(Pages as source code)
┌──

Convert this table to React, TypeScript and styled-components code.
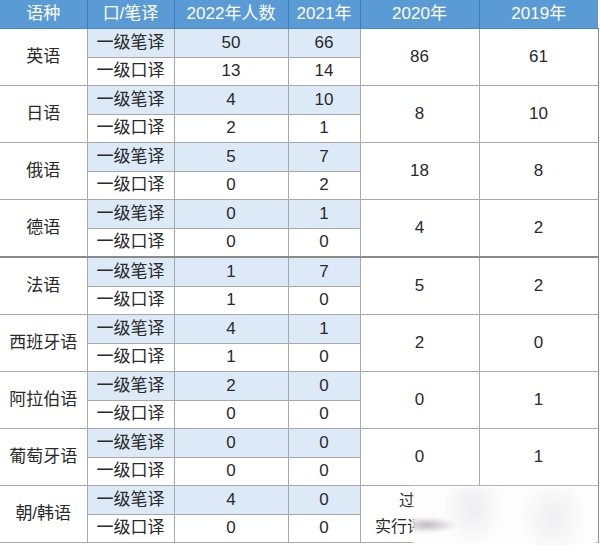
import React from 'react'
import styled, { createGlobalStyle } from 'styled-components'

const GlobalStyle = createGlobalStyle`
  html, body {
    margin: 0;
    padding: 0;
    background: #fff;
  }
  body {
    font-family: "Liberation Sans", "Noto Sans CJK SC", sans-serif;
  }
`

const Page = styled.div`
  position: relative;
  width: 600px;
  height: 545px;
  overflow: hidden;
`

const Table = styled.table`
  border-collapse: collapse;
  table-layout: fixed;
  width: 598px;
  font-size: 17px;
  color: #2a2a2a;
`

const HeadCell = styled.th`
  height: 28px;
  padding: 0;
  background: #5b9bd5;
  color: #fff;
  font-weight: normal;
  text-align: center;
  line-height: 20px;
  border-left: 1px solid #3f7fbf;
  border-bottom: 1px solid #4a85bd;
  &:first-child {
    border-left: none;
  }
`

const Cell = styled.td<{ $shade?: boolean; $groupTop?: boolean; $heavy?: boolean }>`
  height: 27.5px;
  padding: 0;
  text-align: center;
  vertical-align: middle;
  line-height: 20px;
  background: ${(p) => (p.$shade ? '#dce9f6' : '#fff')};
  border: 1px solid #a8a8a8;
  border-top: ${(p) =>
    p.$groupTop ? (p.$heavy ? '2px solid #8a8a8a' : '1px solid #8c8c8c') : '1px solid #a8a8a8'};
  &:first-child {
    border-left: none;
  }
  &:last-child {
    border-right: 1px solid #8c8c8c;
  }
`

const NoteCell = styled(Cell)`
  line-height: 26px;
  font-size: 16px;
  white-space: nowrap;
  overflow: hidden;
`

const Watermark = styled.div`
  position: absolute;
  left: 413px;
  top: 487px;
  width: 183px;
  height: 60px;
  background:
    radial-gradient(ellipse 30px 8px at 14px 38px, rgba(110, 95, 115, 0.45), rgba(110, 95, 115, 0) 100%),
    radial-gradient(ellipse 30px 40px at 60px 20px, rgba(235, 235, 238, 0.9), rgba(255, 255, 255, 0) 100%),
    radial-gradient(ellipse 35px 40px at 140px 30px, rgba(238, 238, 240, 0.9), rgba(255, 255, 255, 0) 100%),
    #fdfdfd;
  filter: blur(1.5px);
`

type Group = {
  lang: string
  y2022: [string, string]
  y2021: [string, string]
  y2020?: string
  y2019?: string
}

const groups: Group[] = [
  { lang: '英语', y2022: ['50', '13'], y2021: ['66', '14'], y2020: '86', y2019: '61' },
  { lang: '日语', y2022: ['4', '2'], y2021: ['10', '1'], y2020: '8', y2019: '10' },
  { lang: '俄语', y2022: ['5', '0'], y2021: ['7', '2'], y2020: '18', y2019: '8' },
  { lang: '德语', y2022: ['0', '0'], y2021: ['1', '0'], y2020: '4', y2019: '2' },
  { lang: '法语', y2022: ['1', '1'], y2021: ['7', '0'], y2020: '5', y2019: '2' },
  { lang: '西班牙语', y2022: ['4', '1'], y2021: ['1', '0'], y2020: '2', y2019: '0' },
  { lang: '阿拉伯语', y2022: ['2', '0'], y2021: ['0', '0'], y2020: '0', y2019: '1' },
  { lang: '葡萄牙语', y2022: ['0', '0'], y2021: ['0', '0'], y2020: '0', y2019: '1' },
  { lang: '朝/韩语', y2022: ['4', '0'], y2021: ['0', '0'] },
]

const App = () => {
  return (
    <Page>
      <GlobalStyle />
      <Table>
        <colgroup>
          <col style={{ width: 87 }} />
          <col style={{ width: 87 }} />
          <col style={{ width: 114 }} />
          <col style={{ width: 72 }} />
          <col style={{ width: 119 }} />
          <col style={{ width: 119 }} />
        </colgroup>
        <thead>
          <tr>
            <HeadCell>语种</HeadCell>
            <HeadCell>口/笔译</HeadCell>
            <HeadCell>2022年人数</HeadCell>
            <HeadCell>2021年</HeadCell>
            <HeadCell>2020年</HeadCell>
            <HeadCell>2019年</HeadCell>
          </tr>
        </thead>
        <tbody>
          {groups.map((g, i) => {
            const heavy = g.lang === '法语'
            return (
              <React.Fragment key={g.lang}>
                <tr>
                  <Cell rowSpan={2} $groupTop={i > 0} $heavy={heavy}>
                    {g.lang}
                  </Cell>
                  <Cell $shade $groupTop={i > 0} $heavy={heavy}>一级笔译</Cell>
                  <Cell $shade $groupTop={i > 0} $heavy={heavy}>{g.y2022[0]}</Cell>
                  <Cell $shade $groupTop={i > 0} $heavy={heavy}>{g.y2021[0]}</Cell>
                  {g.y2020 !== undefined ? (
                    <>
                      <Cell rowSpan={2} $groupTop={i > 0} $heavy={heavy}>{g.y2020}</Cell>
                      <Cell rowSpan={2} $groupTop={i > 0} $heavy={heavy}>{g.y2019}</Cell>
                    </>
                  ) : (
                    <NoteCell rowSpan={2} colSpan={2} $groupTop>
                      过渡期间，两年度均未
                      <br />
                      实行评价，故无考试统计数据
                    </NoteCell>
                  )}
                </tr>
                <tr>
                  <Cell>一级口译</Cell>
                  <Cell>{g.y2022[1]}</Cell>
                  <Cell>{g.y2021[1]}</Cell>
                </tr>
              </React.Fragment>
            )
          })}
        </tbody>
      </Table>
      <Watermark />
    </Page>
  )
}

export default App
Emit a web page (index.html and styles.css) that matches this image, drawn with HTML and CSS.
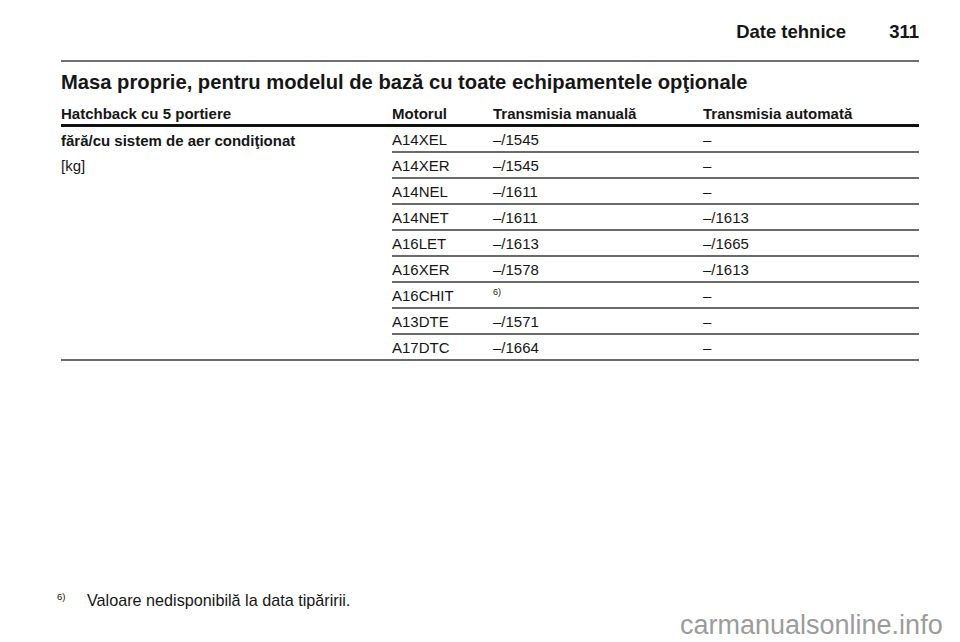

└──

◆ TO BE DONE
All of the entries above should be copied exactly, except for the pictures.

◆ SOLVED EXERCISE
Convert this table to React, TypeScript and styled-components code.
import React from 'react'
import styled, { createGlobalStyle } from 'styled-components'

const GlobalStyle = createGlobalStyle`
  html, body {
    margin: 0;
    padding: 0;
    background: #fff;
  }
  body {
    font-family: "Liberation Sans", "Noto Sans CJK SC", sans-serif;
  }
`

const Page = styled.div`
  position: relative;
  width: 600px;
  height: 545px;
  overflow: hidden;
`

const Table = styled.table`
  border-collapse: collapse;
  table-layout: fixed;
  width: 598px;
  font-size: 17px;
  color: #2a2a2a;
`

const HeadCell = styled.th`
  height: 28px;
  padding: 0;
  background: #5b9bd5;
  color: #fff;
  font-weight: normal;
  text-align: center;
  line-height: 20px;
  border-left: 1px solid #3f7fbf;
  border-bottom: 1px solid #4a85bd;
  &:first-child {
    border-left: none;
  }
`

const Cell = styled.td<{ $shade?: boolean; $groupTop?: boolean; $heavy?: boolean }>`
  height: 27.5px;
  padding: 0;
  text-align: center;
  vertical-align: middle;
  line-height: 20px;
  background: ${(p) => (p.$shade ? '#dce9f6' : '#fff')};
  border: 1px solid #a8a8a8;
  border-top: ${(p) =>
    p.$groupTop ? (p.$heavy ? '2px solid #8a8a8a' : '1px solid #8c8c8c') : '1px solid #a8a8a8'};
  &:first-child {
    border-left: none;
  }
  &:last-child {
    border-right: 1px solid #8c8c8c;
  }
`

const NoteCell = styled(Cell)`
  line-height: 26px;
  font-size: 16px;
  white-space: nowrap;
  overflow: hidden;
`

const Watermark = styled.div`
  position: absolute;
  left: 413px;
  top: 487px;
  width: 183px;
  height: 60px;
  background:
    radial-gradient(ellipse 30px 8px at 14px 38px, rgba(110, 95, 115, 0.45), rgba(110, 95, 115, 0) 100%),
    radial-gradient(ellipse 30px 40px at 60px 20px, rgba(235, 235, 238, 0.9), rgba(255, 255, 255, 0) 100%),
    radial-gradient(ellipse 35px 40px at 140px 30px, rgba(238, 238, 240, 0.9), rgba(255, 255, 255, 0) 100%),
    #fdfdfd;
  filter: blur(1.5px);
`

type Group = {
  lang: string
  y2022: [string, string]
  y2021: [string, string]
  y2020?: string
  y2019?: string
}

const groups: Group[] = [
  { lang: '英语', y2022: ['50', '13'], y2021: ['66', '14'], y2020: '86', y2019: '61' },
  { lang: '日语', y2022: ['4', '2'], y2021: ['10', '1'], y2020: '8', y2019: '10' },
  { lang: '俄语', y2022: ['5', '0'], y2021: ['7', '2'], y2020: '18', y2019: '8' },
  { lang: '德语', y2022: ['0', '0'], y2021: ['1', '0'], y2020: '4', y2019: '2' },
  { lang: '法语', y2022: ['1', '1'], y2021: ['7', '0'], y2020: '5', y2019: '2' },
  { lang: '西班牙语', y2022: ['4', '1'], y2021: ['1', '0'], y2020: '2', y2019: '0' },
  { lang: '阿拉伯语', y2022: ['2', '0'], y2021: ['0', '0'], y2020: '0', y2019: '1' },
  { lang: '葡萄牙语', y2022: ['0', '0'], y2021: ['0', '0'], y2020: '0', y2019: '1' },
  { lang: '朝/韩语', y2022: ['4', '0'], y2021: ['0', '0'] },
]

const App = () => {
  return (
    <Page>
      <GlobalStyle />
      <Table>
        <colgroup>
          <col style={{ width: 87 }} />
          <col style={{ width: 87 }} />
          <col style={{ width: 114 }} />
          <col style={{ width: 72 }} />
          <col style={{ width: 119 }} />
          <col style={{ width: 119 }} />
        </colgroup>
        <thead>
          <tr>
            <HeadCell>语种</HeadCell>
            <HeadCell>口/笔译</HeadCell>
            <HeadCell>2022年人数</HeadCell>
            <HeadCell>2021年</HeadCell>
            <HeadCell>2020年</HeadCell>
            <HeadCell>2019年</HeadCell>
          </tr>
        </thead>
        <tbody>
          {groups.map((g, i) => {
            const heavy = g.lang === '法语'
            return (
              <React.Fragment key={g.lang}>
                <tr>
                  <Cell rowSpan={2} $groupTop={i > 0} $heavy={heavy}>
                    {g.lang}
                  </Cell>
                  <Cell $shade $groupTop={i > 0} $heavy={heavy}>一级笔译</Cell>
                  <Cell $shade $groupTop={i > 0} $heavy={heavy}>{g.y2022[0]}</Cell>
                  <Cell $shade $groupTop={i > 0} $heavy={heavy}>{g.y2021[0]}</Cell>
                  {g.y2020 !== undefined ? (
                    <>
                      <Cell rowSpan={2} $groupTop={i > 0} $heavy={heavy}>{g.y2020}</Cell>
                      <Cell rowSpan={2} $groupTop={i > 0} $heavy={heavy}>{g.y2019}</Cell>
                    </>
                  ) : (
                    <NoteCell rowSpan={2} colSpan={2} $groupTop>
                      过渡期间，两年度均未
                      <br />
                      实行评价，故无考试统计数据
                    </NoteCell>
                  )}
                </tr>
                <tr>
                  <Cell>一级口译</Cell>
                  <Cell>{g.y2022[1]}</Cell>
                  <Cell>{g.y2021[1]}</Cell>
                </tr>
              </React.Fragment>
            )
          })}
        </tbody>
      </Table>
      <Watermark />
    </Page>
  )
}

export default App
Emit a web page (index.html and styles.css) that matches this image, drawn with HTML and CSS.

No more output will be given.